Alexander council completes May business at June meeting


When Alexander city council members ended their May meeting the process of approving legal items on the agenda was started, but not completed. Since there were only four council members present, with the mayor counting as the fifth for a quorum, by law the best they could do is have the first public reading on three ordinances and go home.

Near the top of the agenda for the June 17 meeting was the appointment of Lonny Chapman to fill the vacancy in the Ward-4 Seat-1 position. With five other members in attendance, that gave the council the six votes needed to read by title and suspend the third reading of the three ordinances, allowing them to go into effect that night. For more on the appointment of Lonny Chapman see article at this link.

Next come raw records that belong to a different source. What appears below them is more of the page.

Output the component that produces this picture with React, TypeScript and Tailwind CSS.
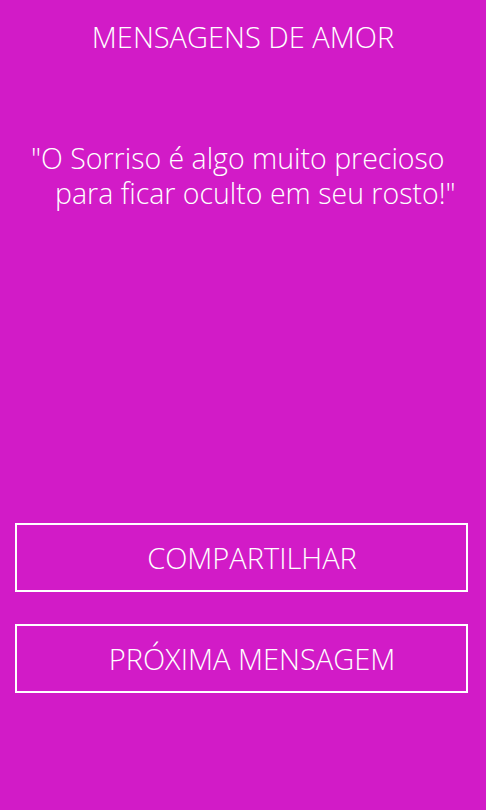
export default function App() {
  return (
    <div
      className="flex h-[810px] w-[486px] flex-col bg-[#d21bc7] text-white"
      style={{ fontFamily: '"Open Sans", "Noto Sans", sans-serif' }}
    >
      <h1 className="pt-[17px] text-center text-[29px] font-light leading-[40px]">MENSAGENS DE AMOR</h1>

      <div className="mt-[84px] flex flex-col text-[28.5px] font-light leading-[35px]">
        <span className="pl-[31px]">"O Sorriso é algo muito precioso</span>
        <span className="pl-[55px]">para ficar oculto em seu rosto!"</span>
      </div>

      <div className="mt-auto flex flex-col gap-[32px] pb-[117px] pl-[15px] pr-[18px]">
        <button
          type="button"
          className="h-[69px] border-2 border-white pl-[21px] text-[29px] font-light"
        >
          COMPARTILHAR
        </button>
        <button
          type="button"
          className="h-[69px] border-2 border-white pl-[21px] text-[29px] font-light"
        >
          PRÓXIMA MENSAGEM
        </button>
      </div>
    </div>
  );
}
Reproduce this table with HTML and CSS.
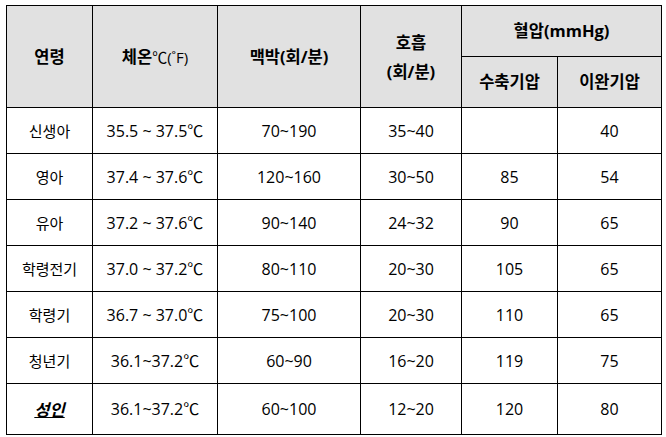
FILE: index.html
```html
<!DOCTYPE html>
<html lang="ko">
<head>
<meta charset="utf-8">
<link rel="stylesheet" href="styles.css">
</head>
<body>
<table class="vitals">
  <colgroup>
    <col class="c1"><col class="c2"><col class="c3"><col class="c4"><col class="c5"><col class="c6">
  </colgroup>
  <thead>
    <tr class="h1">
      <th rowspan="2">연령</th>
      <th rowspan="2">체온<span class="sym">℃(˚F)</span></th>
      <th rowspan="2">맥박(회/분)</th>
      <th rowspan="2" class="two"><span class="ln">호흡</span><span class="ln">(회/분)</span></th>
      <th colspan="2">혈압(mmHg)</th>
    </tr>
    <tr class="h2">
      <th>수축기압</th>
      <th>이완기압</th>
    </tr>
  </thead>
  <tbody>
    <tr><td>신생아</td><td>35.5 ~ 37.5℃</td><td>70~190</td><td>35~40</td><td></td><td>40</td></tr>
    <tr><td>영아</td><td>37.4 ~ 37.6℃</td><td>120~160</td><td>30~50</td><td>85</td><td>54</td></tr>
    <tr><td>유아</td><td>37.2 ~ 37.6℃</td><td>90~140</td><td>24~32</td><td>90</td><td>65</td></tr>
    <tr><td>학령전기</td><td>37.0 ~ 37.2℃</td><td>80~110</td><td>20~30</td><td>105</td><td>65</td></tr>
    <tr><td>학령기</td><td>36.7 ~ 37.0℃</td><td>75~100</td><td>20~30</td><td>110</td><td>65</td></tr>
    <tr><td>청년기</td><td>36.1~37.2℃</td><td>60~90</td><td>16~20</td><td>119</td><td>75</td></tr>
    <tr class="last"><td><span class="adult">성인</span></td><td>36.1~37.2℃</td><td>60~100</td><td>12~20</td><td>120</td><td>80</td></tr>
  </tbody>
</table>
</body>
</html>
```
FILE: styles.css
```css
html, body {
  margin: 0;
  padding: 0;
  background: #ffffff;
}
body {
  padding: 5px 0 0 6px;
  font-family: "Open Sans", "Noto Sans CJK KR", sans-serif;
  color: #000;
}
.vitals {
  border-collapse: collapse;
  table-layout: fixed;
  width: 655px;
  font-size: 16px;
}
.c1 { width: 86px; }
.c2 { width: 125px; }
.c3 { width: 143px; }
.c4 { width: 101px; }
.c5 { width: 96px; }
.c6 { width: 104px; }
.vitals th, .vitals td {
  border: 1px solid #000;
  padding: 0;
  text-align: center;
  vertical-align: middle;
  line-height: 20px;
}
.vitals th {
  background: #e1e1e1;
  font-weight: bold;
  font-family: "Open Sans", "Noto Sans CJK KR", sans-serif;
  font-size: 16.5px;
}
.vitals th .sym {
  font-weight: normal;
  font-size: 15px;
}
.vitals th.two .ln {
  display: block;
  line-height: 29px;
}
.h1 { height: 51px; }
.h2 { height: 51px; }
.vitals tbody tr { height: 46px; }
.vitals tbody tr.last { height: 51px; }
.vitals tbody td:first-child {
  font-family: "Noto Sans CJK KR", sans-serif;
  font-size: 15px;
}
.adult {
  font-style: italic;
  font-weight: bold;
  text-decoration: underline;
  font-size: 16.5px;
}
```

The first ordinance approved by the council was the City of Alexander Subdivision Rules and Regulations. The ordinance establishes standards and procedures developers must follow to develop property and build within the city.

The ordinance is based on the Saline County Subdivision Rules and Regulations. The city adopted Saline County’s ordinance in February 2015 as a temporary solution to a problem. Developer’s of Meadow’s Edge, along Highway 111, wanted to begin designing the subdivision but Alexander didn’t have its own subdivision rules and regulations to follow.

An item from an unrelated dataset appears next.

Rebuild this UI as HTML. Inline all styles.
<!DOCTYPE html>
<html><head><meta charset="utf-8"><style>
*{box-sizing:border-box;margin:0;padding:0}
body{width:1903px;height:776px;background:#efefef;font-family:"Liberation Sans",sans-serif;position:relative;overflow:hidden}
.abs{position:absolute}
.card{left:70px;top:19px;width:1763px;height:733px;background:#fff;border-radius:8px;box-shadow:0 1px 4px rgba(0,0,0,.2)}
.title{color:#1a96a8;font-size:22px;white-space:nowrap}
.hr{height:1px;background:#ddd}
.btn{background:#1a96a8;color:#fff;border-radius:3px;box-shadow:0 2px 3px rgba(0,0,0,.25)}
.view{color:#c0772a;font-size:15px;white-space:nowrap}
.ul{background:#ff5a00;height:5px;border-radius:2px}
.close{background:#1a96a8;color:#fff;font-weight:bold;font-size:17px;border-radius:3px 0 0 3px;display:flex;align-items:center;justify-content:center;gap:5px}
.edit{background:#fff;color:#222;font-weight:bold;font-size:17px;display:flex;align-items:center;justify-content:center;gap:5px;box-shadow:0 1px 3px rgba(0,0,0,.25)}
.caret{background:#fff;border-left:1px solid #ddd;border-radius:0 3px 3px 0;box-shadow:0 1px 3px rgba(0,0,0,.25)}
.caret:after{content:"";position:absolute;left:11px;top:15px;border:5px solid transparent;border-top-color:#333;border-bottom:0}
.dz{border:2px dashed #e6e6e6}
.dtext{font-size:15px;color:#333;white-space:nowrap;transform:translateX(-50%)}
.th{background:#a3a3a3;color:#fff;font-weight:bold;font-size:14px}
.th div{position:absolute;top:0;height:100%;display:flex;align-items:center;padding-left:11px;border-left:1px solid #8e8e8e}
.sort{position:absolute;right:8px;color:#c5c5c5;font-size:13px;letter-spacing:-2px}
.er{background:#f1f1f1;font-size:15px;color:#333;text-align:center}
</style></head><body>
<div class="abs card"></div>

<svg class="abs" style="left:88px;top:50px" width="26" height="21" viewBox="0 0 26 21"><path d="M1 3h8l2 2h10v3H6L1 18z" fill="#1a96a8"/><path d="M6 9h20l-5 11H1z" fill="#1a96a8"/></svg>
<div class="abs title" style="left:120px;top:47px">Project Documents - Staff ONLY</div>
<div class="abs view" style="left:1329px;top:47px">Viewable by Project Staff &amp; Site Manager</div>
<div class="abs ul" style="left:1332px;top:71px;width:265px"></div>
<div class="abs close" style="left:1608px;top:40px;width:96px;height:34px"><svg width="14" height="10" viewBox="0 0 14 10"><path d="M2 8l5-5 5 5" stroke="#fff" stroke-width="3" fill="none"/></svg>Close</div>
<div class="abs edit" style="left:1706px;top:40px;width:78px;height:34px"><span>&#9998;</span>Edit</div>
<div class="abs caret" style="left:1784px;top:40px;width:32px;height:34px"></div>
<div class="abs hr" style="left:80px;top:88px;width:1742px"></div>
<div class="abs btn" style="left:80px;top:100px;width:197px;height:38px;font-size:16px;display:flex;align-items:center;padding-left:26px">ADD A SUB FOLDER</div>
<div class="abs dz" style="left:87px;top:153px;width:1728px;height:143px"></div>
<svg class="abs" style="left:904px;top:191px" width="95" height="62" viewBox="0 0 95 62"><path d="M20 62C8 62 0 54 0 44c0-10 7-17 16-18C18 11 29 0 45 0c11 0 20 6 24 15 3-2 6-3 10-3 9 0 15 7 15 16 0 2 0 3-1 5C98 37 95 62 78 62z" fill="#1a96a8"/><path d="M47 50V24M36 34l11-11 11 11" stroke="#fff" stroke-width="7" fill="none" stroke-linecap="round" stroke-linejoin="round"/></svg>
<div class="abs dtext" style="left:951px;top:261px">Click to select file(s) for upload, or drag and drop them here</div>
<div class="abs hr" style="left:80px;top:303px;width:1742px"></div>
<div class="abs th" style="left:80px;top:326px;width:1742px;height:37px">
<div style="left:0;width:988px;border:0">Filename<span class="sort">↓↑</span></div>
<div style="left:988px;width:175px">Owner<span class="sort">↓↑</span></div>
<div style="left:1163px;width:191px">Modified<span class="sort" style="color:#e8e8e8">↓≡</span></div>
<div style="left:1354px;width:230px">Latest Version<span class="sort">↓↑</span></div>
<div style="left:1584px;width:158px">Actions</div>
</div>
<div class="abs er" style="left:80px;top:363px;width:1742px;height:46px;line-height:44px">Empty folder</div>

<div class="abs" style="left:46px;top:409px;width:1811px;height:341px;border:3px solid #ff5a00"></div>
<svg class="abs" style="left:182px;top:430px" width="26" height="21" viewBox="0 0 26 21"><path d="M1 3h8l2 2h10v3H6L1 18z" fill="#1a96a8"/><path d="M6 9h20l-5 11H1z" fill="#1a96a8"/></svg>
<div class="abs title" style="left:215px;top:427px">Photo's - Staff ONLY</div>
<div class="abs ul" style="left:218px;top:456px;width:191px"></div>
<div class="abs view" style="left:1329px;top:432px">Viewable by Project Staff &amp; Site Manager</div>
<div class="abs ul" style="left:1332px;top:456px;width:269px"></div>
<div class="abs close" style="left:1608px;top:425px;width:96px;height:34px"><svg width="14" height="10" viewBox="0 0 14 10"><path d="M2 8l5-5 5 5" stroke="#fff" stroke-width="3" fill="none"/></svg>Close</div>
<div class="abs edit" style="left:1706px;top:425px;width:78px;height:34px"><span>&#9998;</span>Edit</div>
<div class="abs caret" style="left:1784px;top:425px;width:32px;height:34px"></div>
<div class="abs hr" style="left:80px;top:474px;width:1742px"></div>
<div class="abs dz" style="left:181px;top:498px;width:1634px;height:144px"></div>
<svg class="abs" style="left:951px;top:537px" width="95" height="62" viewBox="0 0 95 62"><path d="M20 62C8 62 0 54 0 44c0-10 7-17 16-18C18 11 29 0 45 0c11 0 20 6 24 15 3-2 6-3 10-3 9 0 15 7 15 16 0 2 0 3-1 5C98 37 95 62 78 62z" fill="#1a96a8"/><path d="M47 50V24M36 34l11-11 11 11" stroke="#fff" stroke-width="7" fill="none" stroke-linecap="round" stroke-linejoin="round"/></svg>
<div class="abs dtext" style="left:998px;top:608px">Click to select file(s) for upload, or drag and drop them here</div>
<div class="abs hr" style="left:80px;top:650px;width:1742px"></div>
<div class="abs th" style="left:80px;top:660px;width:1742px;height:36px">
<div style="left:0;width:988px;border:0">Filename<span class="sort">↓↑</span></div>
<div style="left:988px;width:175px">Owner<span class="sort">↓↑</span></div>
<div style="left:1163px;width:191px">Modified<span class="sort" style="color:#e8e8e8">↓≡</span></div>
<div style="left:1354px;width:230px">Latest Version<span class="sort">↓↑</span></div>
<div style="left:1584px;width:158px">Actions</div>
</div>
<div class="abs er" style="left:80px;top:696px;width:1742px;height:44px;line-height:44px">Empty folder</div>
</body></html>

The expectation was to later convert the county language in the ordinance to city. When the current planning commission was formed, and had enough members to begin holding meetings, that project was put at the top of the to-do list.

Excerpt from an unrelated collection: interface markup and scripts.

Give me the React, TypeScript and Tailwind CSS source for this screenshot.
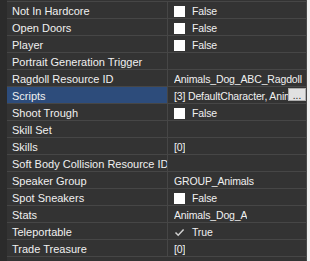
import React from 'react';

type Prop = {
  name: string;
  kind: 'bool' | 'text' | 'none' | 'collection';
  value?: string;
  checked?: boolean;
  selected?: boolean;
};

const props: Prop[] = [
  { name: 'Not In Hardcore', kind: 'bool', checked: false },
  { name: 'Open Doors', kind: 'bool', checked: false },
  { name: 'Player', kind: 'bool', checked: false },
  { name: 'Portrait Generation Trigger', kind: 'none' },
  { name: 'Ragdoll Resource ID', kind: 'text', value: 'Animals_Dog_ABC_Ragdoll' },
  { name: 'Scripts', kind: 'collection', value: '[3] DefaultCharacter, Animals', selected: true },
  { name: 'Shoot Trough', kind: 'bool', checked: false },
  { name: 'Skill Set', kind: 'none' },
  { name: 'Skills', kind: 'text', value: '[0]' },
  { name: 'Soft Body Collision Resource ID', kind: 'none' },
  { name: 'Speaker Group', kind: 'text', value: 'GROUP_Animals' },
  { name: 'Spot Sneakers', kind: 'bool', checked: false },
  { name: 'Stats', kind: 'text', value: 'Animals_Dog_A' },
  { name: 'Teleportable', kind: 'bool', checked: true },
  { name: 'Trade Treasure', kind: 'text', value: '[0]' },
];

function CheckBox({ checked }: { checked: boolean }) {
  if (checked) {
    return (
      <svg width="11" height="11" viewBox="0 0 11 11" className="shrink-0">
        <path d="M1.5 5.5 L4.2 8.2 L9.6 2.6" fill="none" stroke="#d0d0d0" strokeWidth="1.5" />
      </svg>
    );
  }
  return <div className="w-[11px] h-[11px] bg-white shrink-0" />;
}

function Row({ p }: { p: Prop }) {
  return (
    <div className="flex h-[17px] border-b border-[#464646]">
      <div
        className={`w-[160px] shrink-0 pl-[5px] pt-[2px] text-[11px] overflow-hidden whitespace-nowrap ${
          p.selected ? 'bg-[#2d4c7b]' : ''
        }`}
      >
        {p.name}
      </div>
      <div className="w-px bg-[#464646] shrink-0" />
      <div className="flex-1 flex min-w-0 pl-[6px] pt-[2px] text-[10.5px] tracking-[-0.15px] whitespace-nowrap">
        {p.kind === 'bool' && (
          <div className="flex items-start gap-[7px]">
            <div className="pt-[2px]">
              <CheckBox checked={!!p.checked} />
            </div>
            <span>{p.checked ? 'True' : 'False'}</span>
          </div>
        )}
        {p.kind === 'text' && <div className="overflow-hidden">{p.value}</div>}
        {p.kind === 'collection' && (
          <>
            <div className="flex-1 min-w-0 overflow-hidden">{p.value}</div>
            <div className="shrink-0 -mt-[1px] w-[18px] h-[13px] bg-[#e1e1e1] border border-[#adadad] text-[#222] text-[10px] leading-[14px] flex justify-center tracking-normal">
              ...
            </div>
          </>
        )}
      </div>
    </div>
  );
}

export default function App() {
  return (
    <div
      className="w-[310px] h-[261px] flex bg-[#333333] text-[#f0f0f0] leading-[15px] overflow-hidden"
      style={{ fontFamily: '"Liberation Sans", Arial, sans-serif' }}
    >
      <div className="w-[7px] shrink-0 bg-[#2b2b2b]" />
      <div className="w-[299px] shrink-0">
        <div className="h-px" />
        <div className="border-t border-[#464646]">
          {props.map((p) => (
            <Row key={p.name} p={p} />
          ))}
        </div>
      </div>
      <div className="w-px shrink-0 bg-[#464646]" />
      <div className="flex-1 bg-[#f0f0f0]" />
    </div>
  );
}
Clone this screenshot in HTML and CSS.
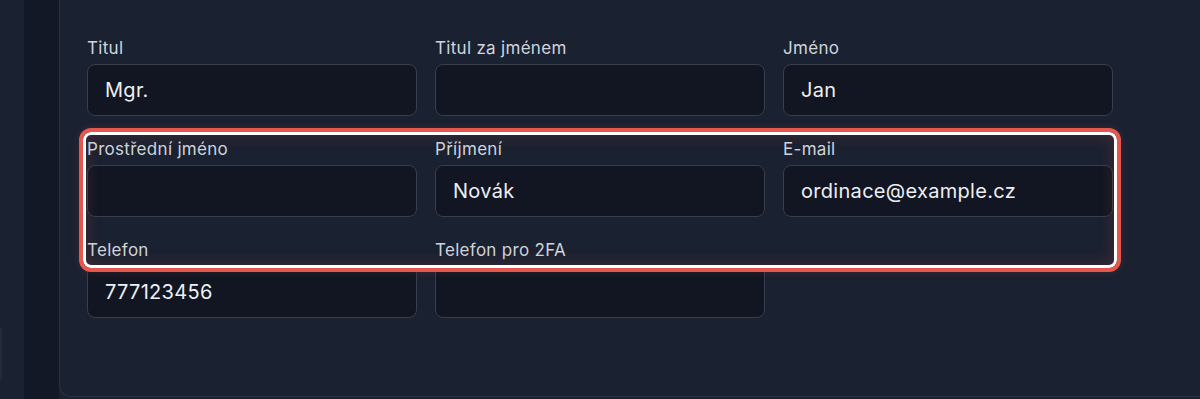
FILE: index.html
```html
<!DOCTYPE html>
<html lang="cs">
<head>
    <meta charset="UTF-8">
    <meta name="viewport" content="width=device-width, initial-scale=1.0">
    <title>Osobní údaje</title>
    <link rel="stylesheet" href="styles.css">
</head>
<body>

    <div class="sidebar-edge">
        <div class="sidebar-tab"></div>
    </div>

    <div class="card">
        <div class="fields">
            <div class="field">
                <label>Titul</label>
                <div class="input">Mgr.</div>
            </div>
            <div class="field">
                <label>Titul za jménem</label>
                <div class="input"></div>
            </div>
            <div class="field">
                <label>Jméno</label>
                <div class="input">Jan</div>
            </div>

            <div class="field">
                <label>Prostřední jméno</label>
                <div class="input"></div>
            </div>
            <div class="field">
                <label>Příjmení</label>
                <div class="input">Novák</div>
            </div>
            <div class="field">
                <label>E-mail</label>
                <div class="input">ordinace@example.cz</div>
            </div>

            <div class="field">
                <label>Telefon</label>
                <div class="input">777123456</div>
            </div>
            <div class="field">
                <label>Telefon pro 2FA</label>
                <div class="input"></div>
            </div>

            <!-- Highlight annotation -->
            <div class="highlight"></div>
        </div>
    </div>

</body>
</html>
```

FILE: styles.css
```css
body {
    margin: 0;
    height: 399px;
    overflow: hidden;
    display: flex;
    background-color: #1a2130;
    font-family: Inter, "Noto Sans", sans-serif;
    color: #eef0f3;
}
.sidebar-edge {
    width: 35px;
    margin-left: 24px;
    background-color: #121826;
    position: relative;
}
.sidebar-tab {
    position: absolute;
    left: -24px;
    top: 328px;
    width: 2px;
    height: 52px;
    background-color: #222b3a;
}
.card {
    flex: 1;
    background-color: #1a2131;
    border-left: 1px solid #2c3444;
    border-bottom: 1px solid #2c3444;
    border-bottom-left-radius: 12px;
    height: 397px;
    padding: 38px 0 0 27px;
    box-sizing: border-box;
}
.fields {
    position: relative; /* anchor for the highlight */
    display: grid;
    grid-template-columns: repeat(3, 330px);
    column-gap: 18px;
    row-gap: 23px;
}
.field label {
    display: block;
    font-size: 17px;
    line-height: 20px;
    letter-spacing: 0.3px;
    margin-bottom: 6px;
    color: #d0d4db;
}
.input {
    height: 52px;
    box-sizing: border-box;
    padding: 0 17px;
    display: flex;
    align-items: center;
    background-color: #111622;
    border: 1px solid #373e4c;
    border-radius: 8px;
    font-size: 20px;
    letter-spacing: 0.3px;
    color: #eef0f3;
}
.highlight {
    position: absolute;
    left: -8px;
    top: 90px;
    width: 1042px;
    height: 144px;
    box-sizing: border-box;
    border: 4px solid #e5574c;
    border-radius: 12px;
    box-shadow: inset 0 0 0 3px #ffffff, inset 0 0 16px 4px rgba(229, 87, 76, 0.18), 0 0 10px rgba(229, 87, 76, 0.15);
    pointer-events: none;
}
```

Next on that list was updating the city’s zoning ordinance. Passed in 1982 the previous ordinance had one major shortfall. It had only two residential zones. R-1 allowed all single-family residential housing, whether it was site-built or a manufactured home; called mobile homes or trailers back then. R-2 included R-1 plus apartments.

The new zoning regulations provides for five residential zones. All housing in the R-1 category must be built on-site. They are R-1.(SF) [Single-Family], R-1.(SFD) [Single-Family or Duplex], R-1.(MF) [Multi-Family only], and R-1.(AC) [Apartment Complex]. The difference between multi-family and an apartment complex is street access. An apartment building built in a multi-family zone is built along a city street. An apartment complex does not contain city streets and does not allow traffic thru access.

The fifth type of residential zoning is R-2.(MU) [Mixed-Use]. This zone permits only single-family units but they can be either site-built or factory-built homes.

During his report to the city council Planning Commission Chairman Michael Huck noted one aspect of the new zoning regulations that may slowly change the look of Alexander housing. Any factory-built home either moved from location to location within the city, or moved into the city from outside can not be older than 20 years when moved. As an example he said in 2019 anything built before 1999 won’t be allowed.

The third ordinance on the agenda authorizes the city to use electronic transfers between banking accounts rather than needing to write a check. Mayor Paul Mitchell noted this was one of the items state auditors found when conducting the audit of the city’s financial procedures for 2017. The city was using electronic transfers without the necessary ordinance allowing the procedure.

All three ordinances were approved by a six to two vote of the council. Present at the meeting and voting “Yes” were Joe Pollard, Joy Gray, Juanita Wilson, Harold Timmerman, Dan Church, and Lonny Chapman. Absent, which counts as a “No” vote, were Elizabeth Bland and Jeff Watson.

The next meeting of the Alexander City Council is July 15 at 6 PM in the courtroom at city hall. The public is invited to attend.